Lithium ion batteries are at the energetic heart of almost all things tech, from cell phones to tablets to electric vehicles. That’s because they are a proven technology, light, long-lasting and powerful. But they aren’t perfect.

“You might get seven or eight hours out of your iPhone on one charge, maybe a day,” says Reza Shahbazian-Yassar, an associate professor of mechanical engineering at Michigan Technological University. “This is not enough for many of us. A fully electric car, like the Nissan Leaf, can go up to 100 miles on a single charge. To appeal to a mass market, it should be about 300 miles. We want to increase the power of these systems.”

To wring more power out of lithium ion batteries, scientists are experimenting with different materials and designs. However, the important action in a battery occurs at the atomic level, and it’s been virtually impossible to find out exactly what’s happening at such a scale. Now, Yassar has developed a device that allows researchers to eavesdrop on individual lithium ions—and potentially develop the next generation of batteries.
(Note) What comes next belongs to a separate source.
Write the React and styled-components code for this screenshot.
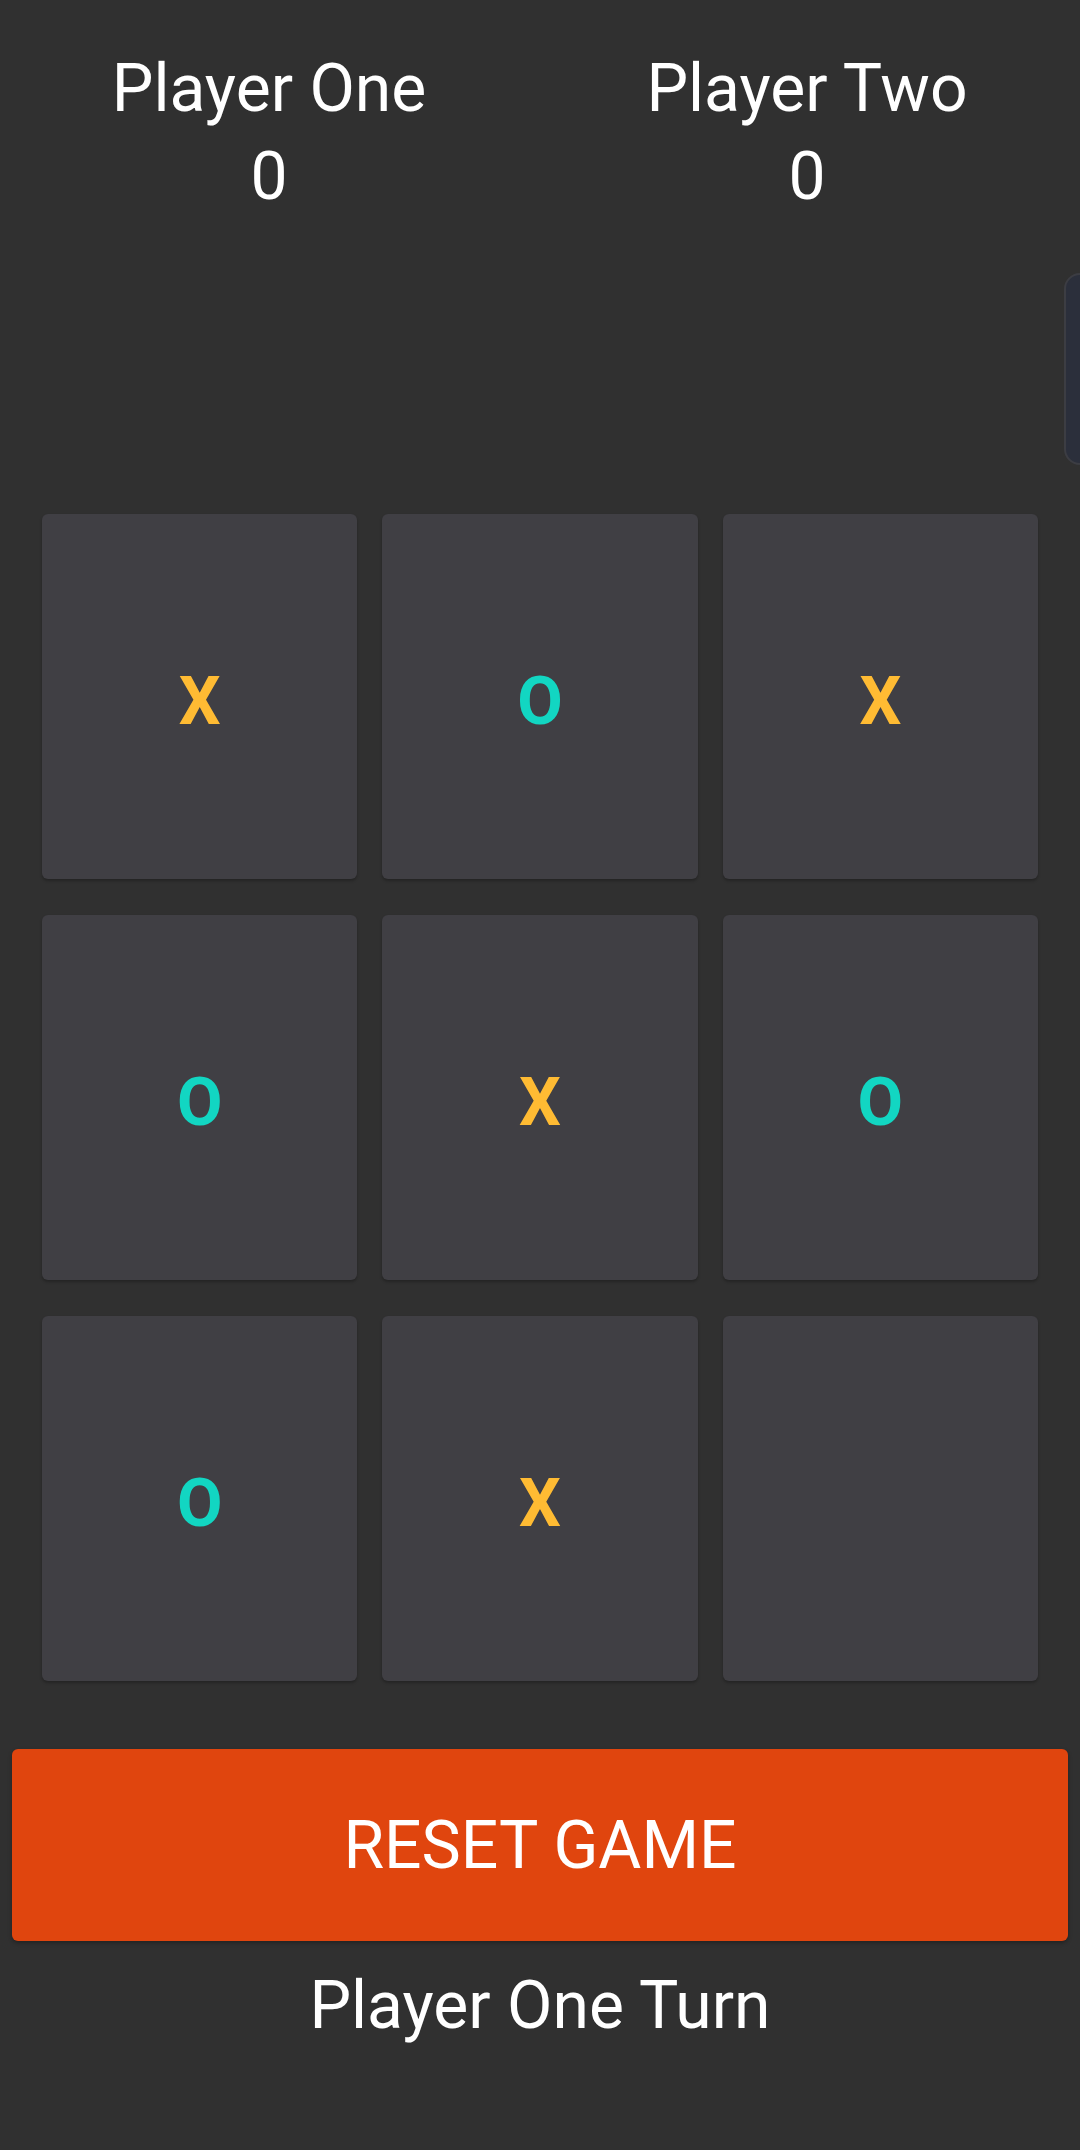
import React from 'react';
import styled, { createGlobalStyle } from 'styled-components';

const GlobalStyle = createGlobalStyle`
  html, body {
    margin: 0;
    padding: 0;
    background: #303030;
  }
  * {
    box-sizing: border-box;
  }
`;

const Screen = styled.div`
  position: relative;
  display: flex;
  flex-direction: column;
  min-height: 2150px;
  background: #303030;
  font-family: Roboto, "Noto Sans", sans-serif;
  color: #ffffff;
  overflow: hidden;
`;

const ScoreBoard = styled.div`
  display: grid;
  grid-template-columns: 1fr 1fr;
  padding: 45px 4px 0 0;
`;

const PlayerScore = styled.div`
  text-align: center;
  font-size: 66px;
  line-height: 88px;
  font-weight: 400;
`;

const Board = styled.div`
  display: grid;
  grid-template-columns: repeat(3, 1fr);
  grid-auto-rows: 365px;
  column-gap: 25px;
  row-gap: 36px;
  padding: 0 42px;
  margin-top: 293px;
`;

const Cell = styled.div`
  display: flex;
  align-items: center;
  justify-content: center;
  padding-top: 9px;
  background: #403f44;
  border-radius: 6px;
  box-shadow: 0 2px 3px rgba(0, 0, 0, 0.25);
  font-size: 66px;
  font-weight: 700;
  color: ${({ mark }) => (mark === 'X' ? '#ffbb33' : '#12d6c2')};
`;

const ResetButton = styled.button`
  display: flex;
  align-items: center;
  justify-content: center;
  height: 192px;
  margin: 68px 12px 0;
  border: none;
  border-radius: 6px;
  background: #e0450e;
  box-shadow: 0 2px 4px rgba(0, 0, 0, 0.3);
  color: #ffffff;
  font-family: inherit;
  font-size: 66px;
  font-weight: 400;
  text-transform: uppercase;
  cursor: pointer;
`;

const TurnLabel = styled.div`
  margin-top: 26px;
  text-align: center;
  font-size: 66px;
  line-height: 77px;
`;

const EdgeHandle = styled.div`
  position: absolute;
  top: 273px;
  right: -20px;
  width: 36px;
  height: 192px;
  background: #2b2f3b;
  border: 2px solid #3c3d43;
  border-radius: 16px;
`;

const board = ['X', 'O', 'X', 'O', 'X', 'O', 'O', 'X', ''];

export default function App() {
  return (
    <Screen>
      <GlobalStyle />
      <ScoreBoard>
        <PlayerScore>
          Player One
          <br />0
        </PlayerScore>
        <PlayerScore>
          Player Two
          <br />0
        </PlayerScore>
      </ScoreBoard>
      <EdgeHandle />
      <Board>
        {board.map((mark, i) => (
          <Cell key={i} mark={mark}>
            {mark}
          </Cell>
        ))}
      </Board>
      <ResetButton>Reset Game</ResetButton>
      <TurnLabel>Player One Turn</TurnLabel>
    </Screen>
  );
}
Batteries are pretty simple. They have three major components: an anode, a cathode and electrolyte between the two. In lithium batteries, lithium ions travel back and forth between the anode and cathode as the battery discharges and is charged up again. The anodes of lithium-ion batteries are usually made of graphite, but scientists are testing other materials to see if they can last longer.

“As soon as lithium moves into an electrode, it stresses the material, eventually resulting in failure,” said Yassar. “That’s why many of these materials may be able to hold lots of lithium, but they end up breaking down quickly.

“If we were able to observe these changes in the host electrode, particularly at the very early stage of charging, we could come up with strategies to fix that problem.”